When to Use Small Data

Small Data is ideal for situations where focused, straightforward insights are sufficient to drive decision-making. Examples include:

  • Customer Feedback: Analyzing product reviews to identify areas for improvement.
  • Performance Tracking: Monitoring employee productivity or sales performance in a specific department.
  • Local Marketing: Assessing the effectiveness of a small-scale promotional campaign.

Combining Big Data and Small Data

While Big Data and Small Data have distinct advantages, they are not mutually exclusive. In fact, combining both approaches can yield even greater benefits. For instance, a company might use Big Data to identify broad customer segments and trends, then use Small Data to gather detailed feedback from a specific target group within those segments. This hybrid approach ensures that decisions are both data-driven and customer-centric.

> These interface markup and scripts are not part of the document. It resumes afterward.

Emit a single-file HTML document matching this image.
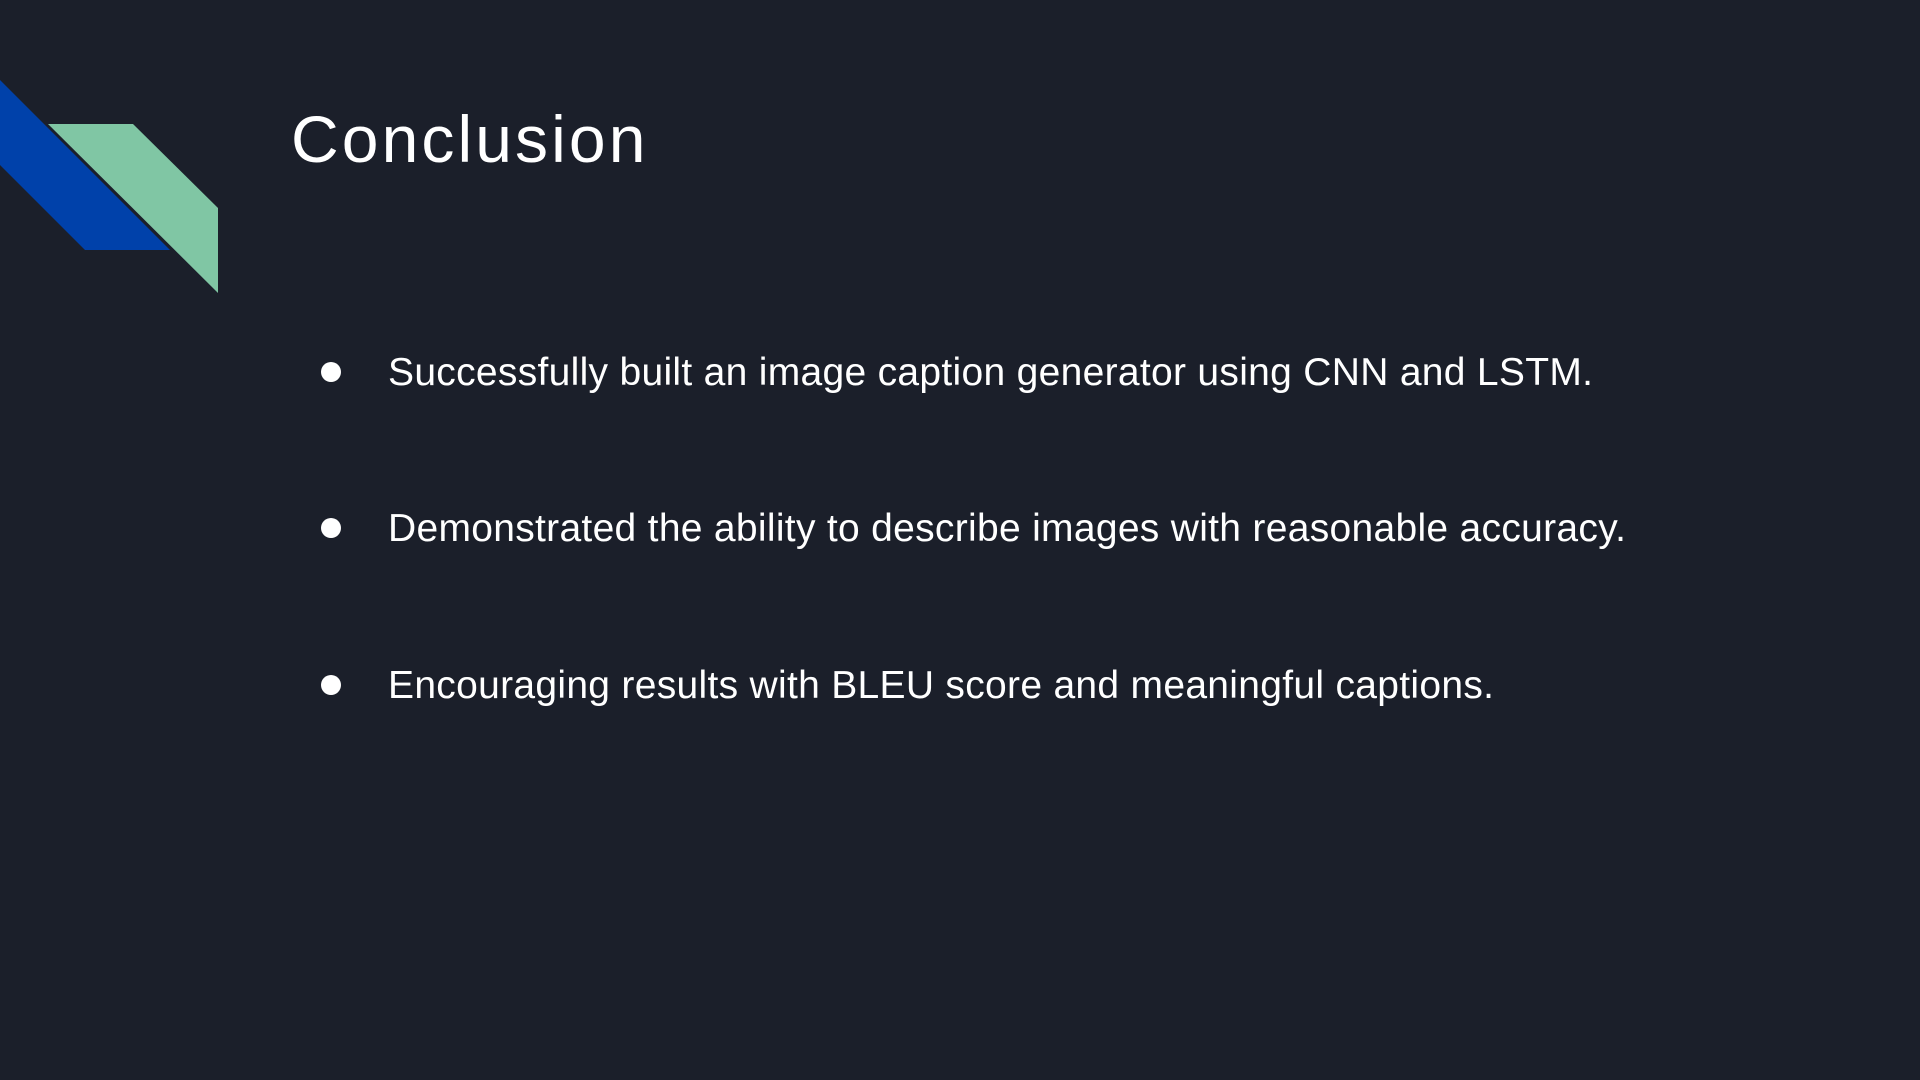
<!DOCTYPE html>
<html><head><meta charset="utf-8"><style>
html,body{margin:0;padding:0;}
body{width:1920px;height:1080px;background:#1b1f2a;position:relative;overflow:hidden;font-family:"Liberation Sans",sans-serif;color:#fff;}
h1{position:absolute;left:291px;top:101px;margin:0;font-weight:normal;font-size:66px;letter-spacing:3.1px;}
.b{position:absolute;left:388px;font-size:39px;letter-spacing:0.3px;white-space:nowrap;}
.d{position:absolute;left:321px;width:20px;height:20px;border-radius:50%;background:#fff;}
</style></head><body>
<svg width="240" height="300" style="position:absolute;left:0;top:0">
<polygon points="0,80 170,250 85,250 0,165" fill="#0041aa"/>
<polygon points="48,124 133,124 218,208 218,293" fill="#80c6a4"/>
</svg>
<h1>Conclusion</h1>
<div class="d" style="top:362px"></div><div class="b" style="top:351px">Successfully built an image caption generator using CNN and LSTM.</div>
<div class="d" style="top:518px"></div><div class="b" style="top:507px">Demonstrated the ability to describe images with reasonable accuracy.</div>
<div class="d" style="top:675px"></div><div class="b" style="top:664px">Encouraging results with BLEU score and meaningful captions.</div>
</body></html>
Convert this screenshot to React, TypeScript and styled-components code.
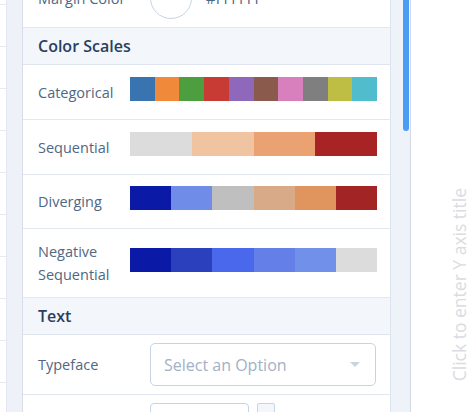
import * as React from "react";
import styled, { createGlobalStyle } from "styled-components";

const GlobalStyle = createGlobalStyle`
  html, body {
    margin: 0;
    padding: 0;
    background: #ffffff;
  }
  body {
    font-family: "Open Sans", "Liberation Sans", sans-serif;
  }
`;

const Screen = styled.div`
  width: 474px;
  height: 412px;
  overflow: hidden;
  display: flex;
  flex-flow: row nowrap;
  align-items: stretch;
  background: #ffffff;
`;

const Gutter = styled.div`
  width: 6px;
  flex: none;
  background-color: #ffffff;
  background-image: linear-gradient(
    to bottom,
    transparent 0px,
    transparent 41px,
    #e6eaf1 41px,
    #e6eaf1 42px
  );
  background-size: 6px 42px;
  background-position: 0 5px;
`;

const Panel = styled.div`
  flex: none;
  display: flex;
  flex-flow: row nowrap;
  align-items: stretch;
`;

const SideStrip = styled.div`
  width: 15px;
  flex: none;
  background: #eef1f7;
  border-left: 1px solid #e3e8f0;
  border-right: 1px solid #d8dee9;
`;

const Content = styled.div`
  width: 367px;
  flex: none;
  background: #ffffff;
  overflow: hidden;
`;

const Scroller = styled.div`
  margin-top: -31px;
  display: flex;
  flex-flow: column nowrap;
`;

const Track = styled.div`
  width: 21px;
  flex: none;
  background: #eef2f9;
  border-left: 1px solid #dfe5ee;
  border-right: 1px solid #d3dae6;
  display: flex;
  justify-content: flex-end;
  padding-right: 1px;
  box-sizing: border-box;
`;

const Thumb = styled.div`
  width: 6px;
  height: 131px;
  background: #4b9cf4;
  border-radius: 0 0 3px 3px;
`;

const SectionHeader = styled.div`
  height: 36px;
  display: flex;
  align-items: center;
  padding: 0 15px;
  background: #f3f6fa;
  border-bottom: 1px solid #dfe5ee;
  color: #2a3f5f;
  font-size: 16px;
  font-weight: 600;
`;

const Row = styled.div<{ $height: number }>`
  min-height: ${p => p.$height}px;
  display: flex;
  flex-flow: row nowrap;
  align-items: center;
  padding: 0 13px 0 15px;
  border-bottom: 1px solid #e3e8f0;
`;

const Label = styled.div<{ $width: number }>`
  width: ${p => p.$width}px;
  flex: none;
  color: #506784;
  font-size: 14.5px;
  line-height: 23px;
`;

const Swatch = styled.div`
  width: 40px;
  height: 40px;
  border-radius: 50%;
  border: 1px solid #c8d4e3;
  background: #ffffff;
  flex: none;
`;

const HexText = styled.div`
  margin-left: 14px;
  color: #506784;
  font-size: 15px;
`;

const Scale = styled.div`
  flex: 1;
  height: 24px;
  margin-bottom: 7px;
  display: flex;
  flex-flow: row nowrap;
`;

const Chip = styled.div<{ $color: string }>`
  flex: 1;
  background: ${p => p.$color};
`;

const Dropdown = styled.div`
  flex: 1;
  height: 41px;
  margin-right: 1px;
  border: 1px solid #c8d4e3;
  border-radius: 5px;
  display: flex;
  align-items: center;
  justify-content: space-between;
  padding: 0 15px 0 13px;
  color: #a2b1c6;
  font-size: 16px;
`;

const Caret = styled.div`
  width: 0;
  height: 0;
  border-left: 5px solid transparent;
  border-right: 5px solid transparent;
  border-top: 5px solid #c8d4e3;
`;

const NumberRow = styled.div`
  display: flex;
  gap: 8px;
  align-items: flex-start;
  padding-top: 8px;
  min-height: 30px;
`;

const NumberInput = styled.div`
  width: 97px;
  height: 30px;
  border: 1px solid #c8d4e3;
  border-radius: 4px;
`;

const Stepper = styled.div`
  width: 16px;
  height: 16px;
  border: 1px solid #c8d4e3;
  background: #f3f6fa;
  border-radius: 2px;
  position: relative;
  &::after {
    content: "";
    position: absolute;
    left: 7px;
    top: 8px;
    width: 2px;
    height: 8px;
    background: #8c9db5;
  }
`;

const ChartArea = styled.div`
  flex: 1;
  display: flex;
  justify-content: flex-end;
  align-items: flex-end;
  padding: 0 4px 31px 0;
`;

const AxisTitle = styled.div`
  writing-mode: vertical-rl;
  transform: rotate(180deg);
  color: #d9dce1;
  font-size: 17.5px;
  line-height: 22px;
  white-space: nowrap;
`;

const scales: { name: string[]; colors: string[]; height: number }[] = [
  {
    name: ["Categorical"],
    height: 54,
    colors: [
      "#3a74b0",
      "#f0893a",
      "#4d9e3f",
      "#c83a34",
      "#9068bb",
      "#8a5a4d",
      "#d880be",
      "#7f7f7f",
      "#bfbe44",
      "#50bccc",
    ],
  },
  {
    name: ["Sequential"],
    height: 54,
    colors: ["#dcdcdc", "#f0c4a0", "#eba272", "#a82424"],
  },
  {
    name: ["Diverging"],
    height: 53,
    colors: ["#0a1aa6", "#6f8de8", "#bfbfbf", "#d8aa88", "#e0955f", "#a32424"],
  },
  {
    name: ["Negative", "Sequential"],
    height: 68,
    colors: ["#0a1aa6", "#2a40bd", "#4a68ec", "#6480e8", "#7090ea", "#dcdcdc"],
  },
];

export default function App() {
  return (
    <Screen>
      <GlobalStyle />
      <Gutter />
      <Panel>
        <SideStrip />
        <Content>
          <Scroller>
            <Row $height={58}>
              <Label $width={112}>Margin Color</Label>
              <Swatch />
              <HexText>#FFFFFF</HexText>
            </Row>
            <SectionHeader>Color Scales</SectionHeader>
            {scales.map(s => (
              <Row key={s.name.join(" ")} $height={s.height}>
                <Label $width={92}>
                  {s.name.map(n => (
                    <div key={n}>{n}</div>
                  ))}
                </Label>
                <Scale>
                  {s.colors.map((c, i) => (
                    <Chip key={i} $color={c} />
                  ))}
                </Scale>
              </Row>
            ))}
            <SectionHeader>Text</SectionHeader>
            <Row $height={59}>
              <Label $width={112}>Typeface</Label>
              <Dropdown>
                Select an Option
                <Caret />
              </Dropdown>
            </Row>
            <Row $height={40}>
              <Label $width={112} />
              <NumberRow>
                <NumberInput />
                <Stepper />
              </NumberRow>
            </Row>
          </Scroller>
        </Content>
        <Track>
          <Thumb />
        </Track>
      </Panel>
      <ChartArea>
        <AxisTitle>Click to enter Y axis title</AxisTitle>
      </ChartArea>
    </Screen>
  );
}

Example: An online retailer may analyze Big Data from millions of transactions to identify popular products during the holiday season. They can then use Small Data, such as direct customer feedback, to refine their holiday marketing strategies.

Challenges in Data Decision-Making

Both Big Data and Small Data come with challenges. Big Data projects often require significant investments in technology and expertise, and managing such vast datasets can pose privacy and security risks. On the other hand, Small Data’s limited scope may lead to incomplete or biased insights if not properly contextualized.

Conclusion

The choice between Big Data and Small Data depends on the specific needs and goals of an organization. Big Data excels at providing comprehensive, high-level insights, while Small Data delivers focused, actionable intelligence. By understanding the strengths and limitations of each, businesses can make informed decisions and leverage the power of data to drive success. In many cases, a balanced approach that integrates both Big Data and Small Data offers the best of both worlds, enabling organizations to stay agile and competitive in an increasingly data-driven landscape.